La signora, di cui non faremo il nome, viene trovata senza vita domenica sera. Parte l’attacco dei social alla coppia di “investigatori” improvvisati. Una reazione potente, incattivita tanto quanto lo sono sempre state quelle degli utenti fomentati dai post di Lucarelli nelle sue inchieste giornalistiche. Ne è la dimostrazione il ragazzino con la gamba maciullata da uno squalo in Australia, per il quale gli amici hanno aperto (si presume) in un buona fede una raccolta fondi volontaria senza dare troppe spiegazioni. A quell’età non ci si può immaginare di finire in un tritacarne mediatico per aver chiesto anche solo un euro per aiutare un amico e non aver pensato alle pezze di accompagnamento, ai giustificativi e simili.
Ma lei interviene, sventa la pericolosa truffa intentata e se ne compiace. Nel frattempo, il ragazzino già provato dall’esperienza, viene sommerso dagli insulti degli hater scatenati (indirettamente) dall’inchiesta. Lui grida al mondo la sua rabbia contro la giornalista come farebbe ogni giovane della sua età che si ritrova senza una gamba per una bravata e per di più sotto il tiro di un personaggio potente sui social. Ma lei è glaciale, ferma, pubblicamente non mostra la minima compassione quel dolore e rivendica il suo lavoro.
La ristoratrice non ha nemmeno avuto modo, forse tempo, forse voglia di gridare al mondo la sua rabbia per la gogna mediatica scatenata contro di lei per un’altra bravata probabilmente, un maccheronico tentativo di marketing finito male. Quel che impressiona in tutta questa vicenda è la totalmente mancanza di empatia da parte di Lucarelli, che non ha mai espresso il suo dispiacere per questa morte. Farlo non sarebbe certo stato un atto di autoaccusa ma avrebbe tolto parte di quel gelido cinismo all’agghiacciante tentativo di autoassoluzione, l’ennesima occasione di salire in cattedra e insegnare qualcosa. D’altronde, lei è quella che ha “debunkato” il New York Times servendosi di un blog filo-palestinese per avvalorare la sua teoria. Ed è lecita la domanda di chi, oggi, si chiede se la giornalista sarebbe stata così accorata nella difesa di chi ha scatenato il caso mediatico se quella persona non fosse stata il compagno.

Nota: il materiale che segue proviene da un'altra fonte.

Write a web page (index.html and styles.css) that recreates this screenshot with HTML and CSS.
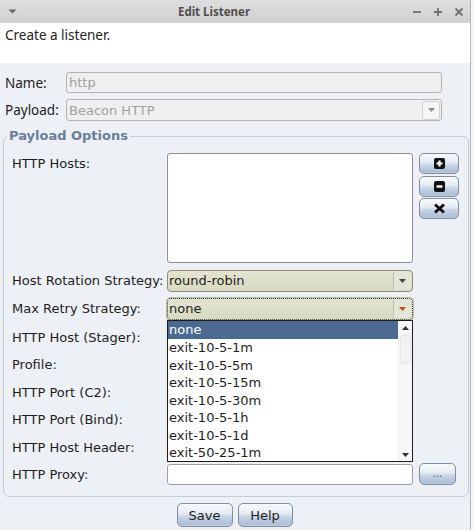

La risposta è superflua e lo dimostra la storia. Ed è inutile che oggi sia l’uno che l’altra continuino a pontificare sui social rivendicando il diritto alla verità. Un diritto sacrosanto che però non può essere esercitato senza etica o morale. Quando si ha in mano un esercito di follower pronti a correre dietro a ogni polemica con una proprietà di linguaggio che non è quella giornalistica ma quella del comune cittadino, a volte anche un po’ rozzo, si deve sentire la responsabilità di quello che si sta facendo. Non perché si sia responsabili delle azioni altrui ma perché quelli potrebbero non capire quale sia il limite oltre il quale non bisogna andare. E se quel limite non lo riconosce nemmeno chi fa quel mestiere e, preso dalla foga di un caso andato bene, va a fare le pulci anche al ristorante di provincia a conduzione familiare, allora di che ci si stupisce. Se un giornalista, o uno che vorrebbe esserlo ma nel frattempo cuoce le uova in tv, non capisce che il problema non è quel che si fa ma sono i modi con i quali si fa, anche spiegarglielo ha poco senso. E poi si sa quel che si dice di chi, in ogni modo, tenta di prendersi la ragione.